The dense •OH portion makes chemical regulation of radio-biological effect difficult. It was reported in the previous paper that the ratio of sparse and dense •OH components induced by X-ray irradiation to aqueous samples was as 50% of sparse •OH component and 50% dense •OH component. In this paper, γ-ray also showed similar ratio of sparse and dense •OH generations (Fig. 1D). This is in other words that 50% of •OH induced by low LET radiation is able to be regulated chemically. Another 50% of •OH, i.e., effect of dense •OH, might be regulated by next chemical target generated by sequential radical reactions, i.e., H2O2, O2•−, and/or HO2•. It was mentioned in a previous paper( that multiple abilities of an anti-oxidative drug, such as •OH suppression, O2•− suppression, H2O2 suppression, and reducing oxidized molecules, are essential to regulate radiobiological effects efficiently. The result of this paper again gives attention to such multiple targets for the regulation of radio-biological effect.

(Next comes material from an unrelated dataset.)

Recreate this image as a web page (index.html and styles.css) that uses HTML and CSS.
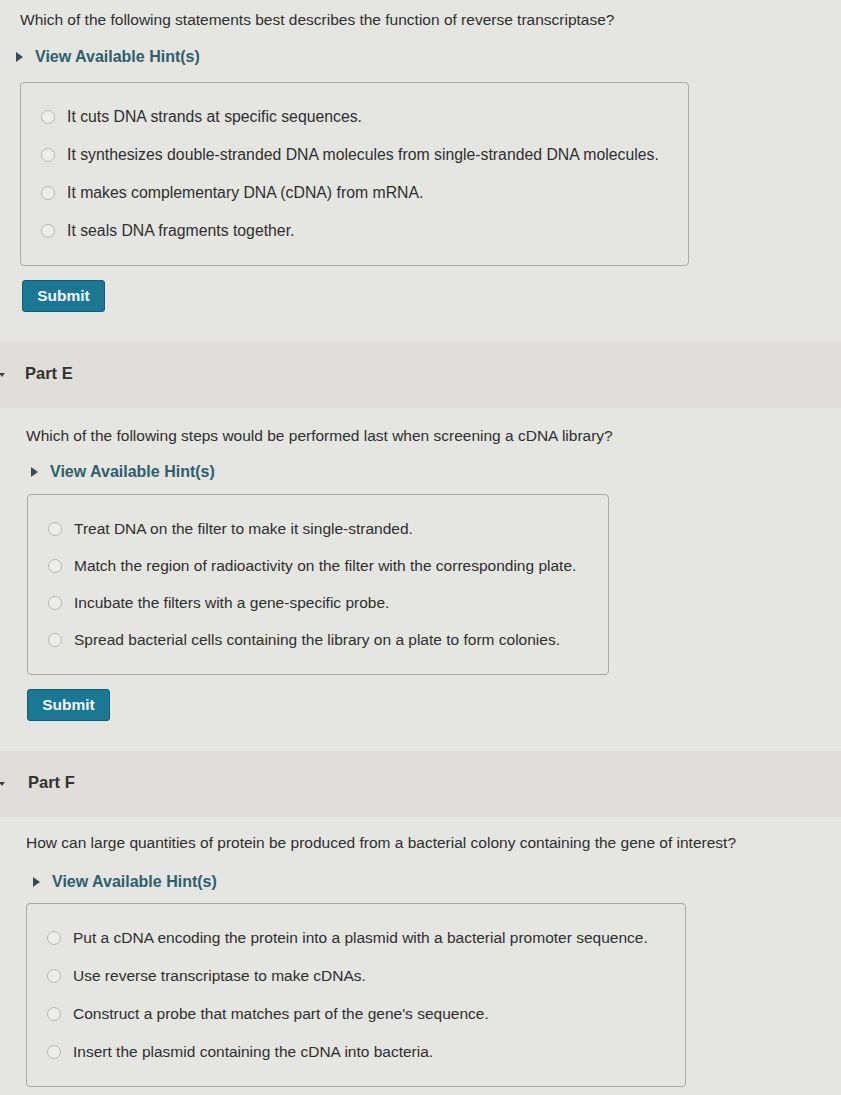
FILE: index.html
```html
<!DOCTYPE html>
<html lang="en">
<head>
<meta charset="utf-8">
<title>Parts</title>
<link rel="stylesheet" href="styles.css">
</head>
<body>
<section class="part part-d">
  <p class="question">Which of the following statements best describes the function of reverse transcriptase?</p>
  <div class="hint"><span class="tri"></span>View Available Hint(s)</div>
  <div class="choices box-d">
    <label class="choice"><span class="radio"></span>It cuts DNA strands at specific sequences.</label>
    <label class="choice"><span class="radio"></span>It synthesizes double-stranded DNA molecules from single-stranded DNA molecules.</label>
    <label class="choice"><span class="radio"></span>It makes complementary DNA (cDNA) from mRNA.</label>
    <label class="choice"><span class="radio"></span>It seals DNA fragments together.</label>
  </div>
  <button class="submit">Submit</button>
</section>

<div class="band band-e"><span class="caret"></span><span class="band-title">Part E</span></div>

<section class="part part-e">
  <p class="question">Which of the following steps would be performed last when screening a cDNA library?</p>
  <div class="hint"><span class="tri"></span>View Available Hint(s)</div>
  <div class="choices box-e">
    <label class="choice"><span class="radio"></span>Treat DNA on the filter to make it single-stranded.</label>
    <label class="choice"><span class="radio"></span>Match the region of radioactivity on the filter with the corresponding plate.</label>
    <label class="choice"><span class="radio"></span>Incubate the filters with a gene-specific probe.</label>
    <label class="choice"><span class="radio"></span>Spread bacterial cells containing the library on a plate to form colonies.</label>
  </div>
  <button class="submit">Submit</button>
</section>

<div class="band band-f"><span class="caret"></span><span class="band-title">Part F</span></div>

<section class="part part-f">
  <p class="question">How can large quantities of protein be produced from a bacterial colony containing the gene of interest?</p>
  <div class="hint"><span class="tri"></span>View Available Hint(s)</div>
  <div class="choices box-f">
    <label class="choice"><span class="radio"></span>Put a cDNA encoding the protein into a plasmid with a bacterial promoter sequence.</label>
    <label class="choice"><span class="radio"></span>Use reverse transcriptase to make cDNAs.</label>
    <label class="choice"><span class="radio"></span>Construct a probe that matches part of the gene's sequence.</label>
    <label class="choice"><span class="radio"></span>Insert the plasmid containing the cDNA into bacteria.</label>
  </div>
</section>
</body>
</html>
```

FILE: styles.css
```css
html, body {
  margin: 0;
  padding: 0;
}
body {
  width: 841px;
  height: 1095px;
  overflow: hidden;
  background: #e5e5e2;
  font-family: "Liberation Sans", Arial, sans-serif;
  font-size: 15.5px;
  color: #2f2f2f;
}
.part {
  display: flex;
  flex-direction: column;
  align-items: flex-start;
}
.part-d { padding: 10px 0 0 20px; }
.part-e { padding: 18px 0 0 26px; }
.part-f { padding: 16px 0 0 26px; }

.question {
  margin: 0;
  line-height: 20px;
  height: 20px;
}
.hint {
  display: flex;
  align-items: center;
  gap: 12px;
  margin: 17px 0 0 -4px;
  line-height: 20px;
  font-size: 16px;
  font-weight: bold;
  color: #2f5f6d;
}
.part-e .hint { margin-top: 16px; margin-left: 5px; }
.part-f .hint { margin-top: 19px; margin-left: 7px; }
.tri {
  width: 0;
  height: 0;
  border-top: 5px solid transparent;
  border-bottom: 5px solid transparent;
  border-left: 7px solid #3a4c54;
}
.choices {
  margin-top: 15px;
  border: 1px solid #a9a9a7;
  border-radius: 4px;
  padding: 15px 0;
  display: flex;
  flex-direction: column;
  box-sizing: border-box;
}
.box-d { width: 669px; height: 184px; }
.box-e { width: 582px; height: 181px; margin-left: 1px; margin-top: 12px; }
.box-f { width: 660px; height: 184px; margin-top: 11px; }
.choice {
  display: flex;
  align-items: center;
  height: 38px;
  padding-left: 20px;
  gap: 12px;
}
.box-d .choice { height: 38.5px; font-size: 15.8px; }
.box-f .choice { height: 38.5px; }
.radio {
  width: 12px;
  height: 12px;
  border-radius: 50%;
  border: 1px solid #b6b6b4;
  background: #ededeb;
  flex: none;
}
.submit {
  margin-top: 14px;
  width: 83px;
  height: 32px;
  border: 1px solid #0f5e74;
  border-radius: 3px;
  background: #1a7893;
  color: #f2f6f7;
  font-family: "Liberation Sans", Arial, sans-serif;
  font-size: 15.5px;
  font-weight: bold;
  padding: 0;
}
.part-d .submit { margin-left: 2px; }
.part-e .submit { margin-left: 1px; }

.band {
  display: flex;
  align-items: center;
  background: #dfdedb;
  height: 66px;
  margin-top: 30px;
  gap: 20px;
}
.band-e { height: 66px; }
.band-f { height: 66px; margin-top: 30px; }
.caret {
  width: 0;
  height: 0;
  border-left: 3px solid transparent;
  border-right: 3px solid transparent;
  border-top: 4px solid #444;
  margin-left: -1px;
}
.band-title {
  font-size: 16.5px;
  font-weight: bold;
  color: #333;
}
.band-e .band-title { margin-top: -4px; }
.band-f .band-title { margin-left: 3px; margin-top: -4px; }
```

Further, the two different densities of •OH generation in an aqueous sample caused by a low LET radiation was observed by the EPR spin-trapping method with high reproducibility.( The localized generation of •OH with two different densities was not affected by dose, dose rate, and/or the energy of photon. The addition of 5 mmol/L caffeine as a •OH scavenger to the reaction system could cancel the contribution of sparse (mmol/L-level) •OH generation, leaving a trace of extremely dense (mol/L-level) generation of •OH. The localized extremely dense generation of •OH by low LET radiation was thus established.